In economics and national accounting, the mean is used in order to compare information about the economy and finances across years or countries. Some popular indicators using mean include:
- Average wage
- Mean income
If you’re interested in comparing the standards of living across country, you are most likely to use indicators such as mean income and average rent costs. Averages can even be found in the burgeoning field of esports, where players can follow indicators such as average competitive rank, average player rating, and more.
However, simple averages can often hide hidden truths within a data set. As we explored in earlier sections, sometimes using other measures of central tendency are better than using the mean. To recap, the general rules of thumb for deciding whether to use mean or median can be summarized in the following:
- If your data are approximately normally distributed, the mean is representative
- If your data have a significant amount of outliers or some skew, the median is preferred
Just like when we’re deciding what measure of central tendency we should use over another, we should also take an equally as deliberate and insightful approach to applying means to our research. In the following problem, you’ll understand why using a simple mean can sometimes be inadequate.
Problem 1: Mean by Variable
There are many reasons why you may want to dig deeper into a particular average. Some examples of variables you may want to explore are:
- Average time spent on the internet by age
- Average wage by occupation
- Average response by survey method
|Observation||Country||Women 100 m Sprint Time|
Solution Problem 1: Mean by Variable
In this problem, you were presented with two tasks:
- Find the mean for the data set
- Find the mean for each country
First, we calculate the mean for the entire data set. This is a task we’ve done before, simply using the equation for finding sample means.
Now, in order to find the mean by country, we simply take the average only of the times corresponding to a particular country. The sample size is 5 for each country.
Finding the mean for each country tells us important information. The fastest average sprint time for the 100 meter spring for women is in Nigeria. This slowest average time is held by Canada. Here, we can see how finding the mean of each category, instead of just the mean of the entire data set, reveals the performance of each individual country.
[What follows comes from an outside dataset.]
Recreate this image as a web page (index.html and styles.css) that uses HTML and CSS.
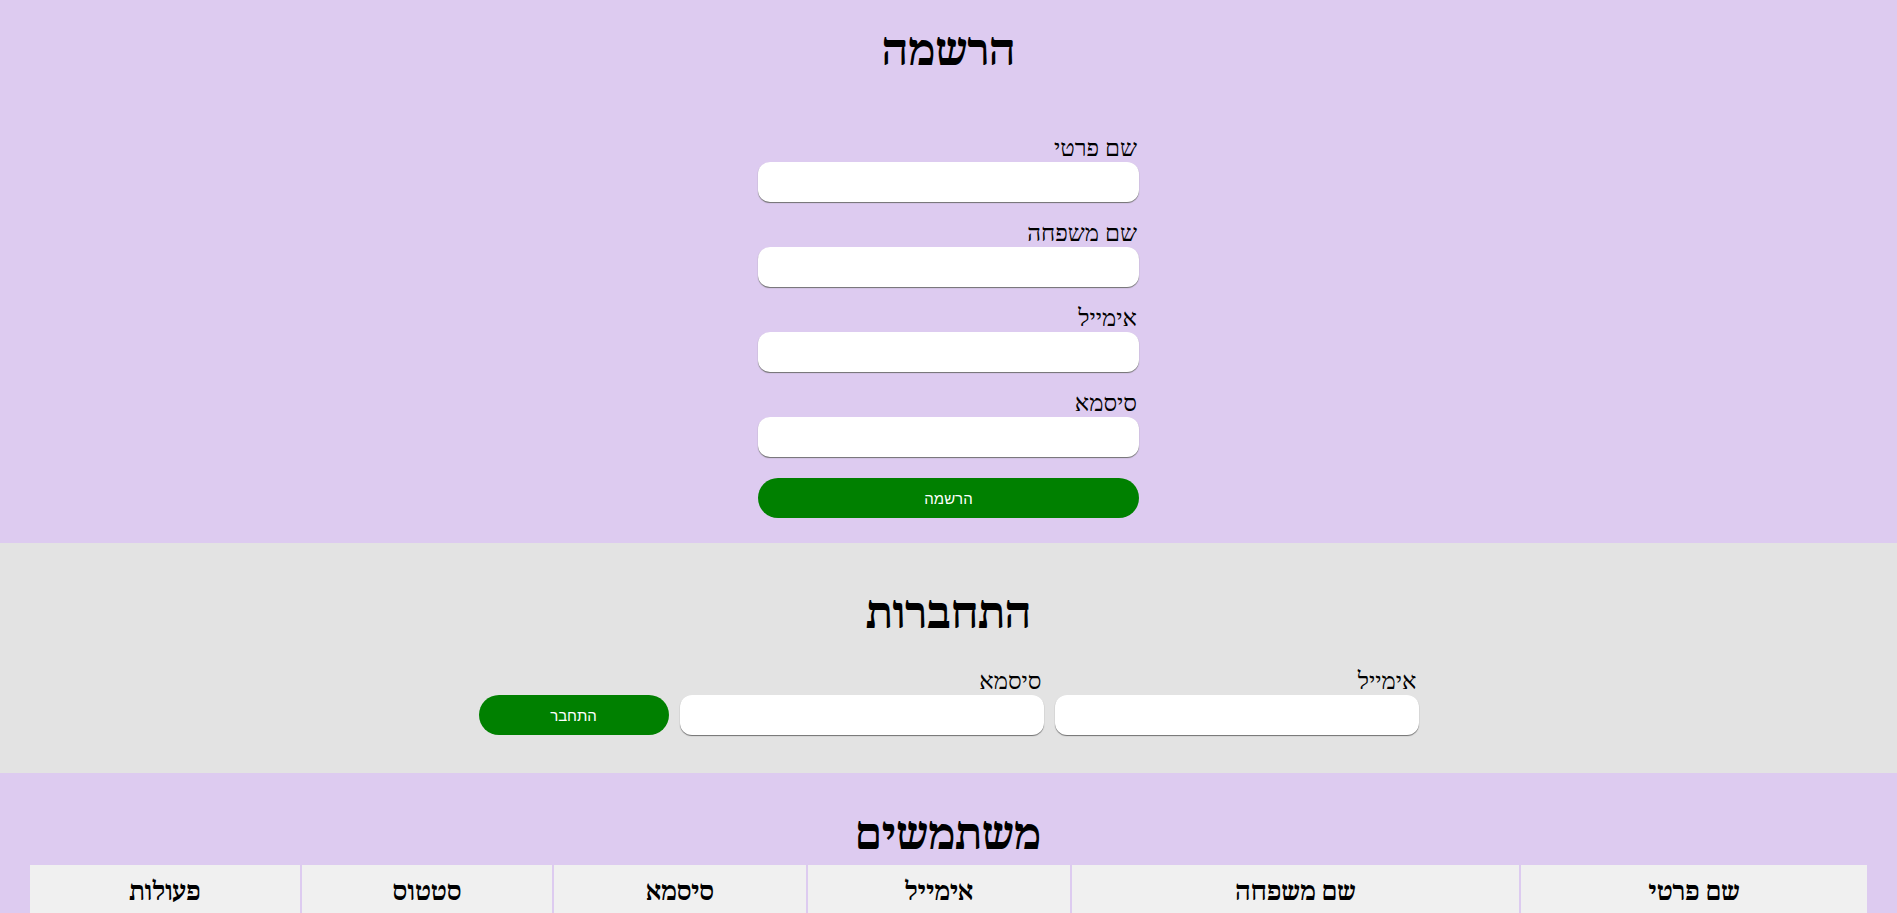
FILE: index.html
```html
<!DOCTYPE html>
<html lang="he" dir="rtl">
<head>
<meta charset="utf-8">
<title>הרשמה</title>
<link rel="stylesheet" href="styles.css">
</head>
<body>
<section class="panel panel-register">
  <h1 class="title title-register">הרשמה</h1>
  <form class="reg-form">
    <label class="field">
      <span class="field-label">שם פרטי</span>
      <input class="text-input" type="text">
    </label>
    <label class="field">
      <span class="field-label">שם משפחה</span>
      <input class="text-input" type="text">
    </label>
    <label class="field">
      <span class="field-label">אימייל</span>
      <input class="text-input" type="email">
    </label>
    <label class="field">
      <span class="field-label">סיסמא</span>
      <input class="text-input" type="password">
    </label>
    <button class="btn btn-register" type="button">הרשמה</button>
  </form>
</section>

<section class="panel panel-login">
  <h1 class="title title-login">התחברות</h1>
  <form class="login-row">
    <label class="login-field">
      <span class="field-label">אימייל</span>
      <input class="text-input" type="email">
    </label>
    <label class="login-field">
      <span class="field-label">סיסמא</span>
      <input class="text-input" type="password">
    </label>
    <button class="btn btn-login" type="button">התחבר</button>
  </form>
</section>

<section class="panel panel-users">
  <h1 class="title title-users">משתמשים</h1>
  <table class="users-table">
    <thead>
      <tr>
        <th class="col-first">שם פרטי</th>
        <th class="col-last">שם משפחה</th>
        <th class="col-email">אימייל</th>
        <th class="col-pass">סיסמא</th>
        <th class="col-status">סטטוס</th>
        <th class="col-actions">פעולות</th>
      </tr>
    </thead>
    <tbody></tbody>
  </table>
</section>
</body>
</html>
```
FILE: styles.css
```css
html, body {
  margin: 0;
  padding: 0;
}

body {
  font-family: "Liberation Serif", "Times New Roman", serif;
  color: #000;
  background: #ddcbf0;
}

.panel {
  display: flex;
  flex-direction: column;
  align-items: center;
}

.panel-register {
  background: #ddcbf0;
  padding-bottom: 25px;
}

.panel-login {
  background: #e3e3e3;
  padding-bottom: 38px;
}

.panel-users {
  background: #ddcbf0;
}

.title {
  font-family: "Noto Serif Hebrew", "Liberation Serif", serif;
  font-size: 43px;
  font-weight: bold;
  line-height: 55px;
  margin: 0;
}

.title-register {
  margin: 24px 0 55px;
}

.title-login {
  margin: 44px 0 25px;
}

.title-users {
  margin: 35px 0 0;
}

.reg-form {
  display: flex;
  flex-direction: column;
  width: 381px;
}

.field {
  display: flex;
  flex-direction: column;
  margin-bottom: 17px;
}

.field-label {
  font-size: 24px;
  line-height: 28px;
  height: 28px;
  padding-right: 2px;
}

.text-input {
  box-sizing: border-box;
  height: 40px;
  width: 100%;
  border: none;
  border-radius: 12px;
  background: #fff;
  box-shadow: 0 1px 1px #6f6f6f;
  outline: none;
  padding: 0 12px;
  font-size: 16px;
}

.btn {
  box-sizing: border-box;
  height: 40px;
  border: none;
  border-radius: 20px;
  background: #008000;
  color: #fff;
  font-family: "Liberation Sans", Arial, sans-serif;
  font-size: 15px;
  cursor: pointer;
}

.btn-register {
  width: 100%;
  margin-top: 4px;
}

.login-row {
  display: flex;
  align-items: flex-end;
  justify-content: center;
  gap: 11px;
}

.login-field {
  display: flex;
  flex-direction: column;
  width: 364px;
}

.btn-login {
  width: 190px;
}

.users-table {
  width: 1841px;
  border-spacing: 2px;
  margin: 0 auto;
  table-layout: fixed;
}

.users-table th {
  font-family: "Noto Serif Hebrew", "Liberation Serif", serif;
  background: #f0f0f0;
  font-size: 25px;
  font-weight: bold;
  line-height: 28px;
  padding: 14px 4px;
  text-align: center;
}

.col-first { width: 338px; }
.col-last { width: 439px; }
.col-email { width: 254px; }
.col-pass { width: 244px; }
.col-status { width: 242px; }
.col-actions { width: 262px; }
```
In the previous sections, you encountered different types of visualizations. Visualizations come in all different types and sizes, some of the most common and basic ones including:
- Bar charts
- Pie charts
As you’ve seen, there are many different ways to convey data. Often, reporting numbers can be cumbersome and can be equally as difficult to read and comprehend. Visualizations allow us the ability to express information about our data efficiently and, simultaneously, report any patterns we may find.
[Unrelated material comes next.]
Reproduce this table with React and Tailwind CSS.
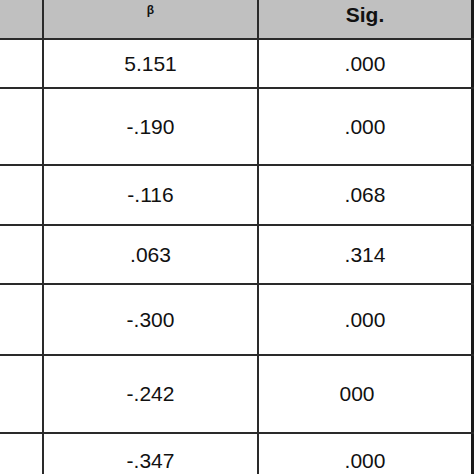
export default function App() {
  const rows = [
    { h: "h-[49px]", b: "5.151", s: ".000" },
    { h: "h-[77px]", b: "-.190", s: ".000" },
    { h: "h-[60px]", b: "-.116", s: ".068" },
    { h: "h-[59px]", b: ".063", s: ".314" },
    { h: "h-[71px]", b: "-.300", s: ".000" },
    { h: "h-[78px]", b: "-.242", s: "000", shift: true },
    { h: "h-[56px]", b: "-.347", s: ".000" },
  ];
  return (
    <div
      className="w-[474px] h-[474px] overflow-hidden bg-white text-[#111]"
      style={{ fontFamily: '"Liberation Sans", Arial, sans-serif' }}
    >
      <div className="flex h-[40px] bg-[#c0c0c0] border-b-2 border-[#2a2a2a]">
        <div className="w-[44px] border-r-2 border-[#2a2a2a]" />
        <div className="w-[215px] border-r-2 border-[#2a2a2a] flex justify-center pt-[2px]">
          <span className="text-[12px] font-bold leading-[16px]">β</span>
        </div>
        <div className="w-[215px] border-r-[3px] border-[#1a1a1a] flex justify-center pt-[3px]">
          <span className="text-[21px] font-bold leading-[24px]">Sig.</span>
        </div>
      </div>
      {rows.map((r, i) => (
        <div key={i} className={`flex shrink-0 ${r.h} border-b-2 border-[#2a2a2a]`}>
          <div className="w-[44px] border-r-2 border-[#2a2a2a]" />
          <div className="w-[215px] border-r-2 border-[#2a2a2a] flex items-center justify-center">
            <span className="text-[21px] leading-[24px]">{r.b}</span>
          </div>
          <div
            className={`w-[215px] border-r-[3px] border-[#1a1a1a] flex items-center justify-center ${
              r.shift ? "pr-[16px]" : ""
            }`}
          >
            <span className="text-[21px] leading-[24px]">{r.s}</span>
          </div>
        </div>
      ))}
    </div>
  );
}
You may be wondering in what cases we might want to visualize something like the mean. Often, plotting the mean into some type of chart can help us make comparisons across time, between countries or between variables. One real-life example is a visualization you may have seen before: average rainfall by month.
Being able to record and plot this data in a bar chart can be more helpful in revealing patterns we may otherwise not have noticed or may have had trouble understanding. Plotting average rainfall by month helps us notice seasonal patterns, which are common in a time series, or a data set listed in order of time.
Sometimes, plotting measures can be the quickest way to understand your data or to supplement your understanding of specific measures, like the average. In the next problem, you’ll be able to see why.
Problem 2: Visualizing the Mean
Sometimes, plotting the mean in a chart or graph can be a better way of communicating the mean. Often, however, the hardest part about displaying data is choosing which type of visual to use.
The data below is a fictitious list of mean sprint times for several countries. Given the choice between the following, select the type of visual would you choose to present this data:
- Pie Chart
- Bar Chart
- Line Graph
|Trinidad and Tobago||11.7|
Solution Problem 2: Visualizing the Mean
While there are many other ways to visualize this data, out of the choices presented a bar chart would be the best method to display this data. A brief overview of why can be found below.
- Histogram: best used to display frequency
- Pie Chart: best for illustrating the makeup of categories within one variable
- Line Graph: best when you want to display a variable changing as a result of another
Here, a bar chart is ideal because we want to display one numerical variable for each value within the country category.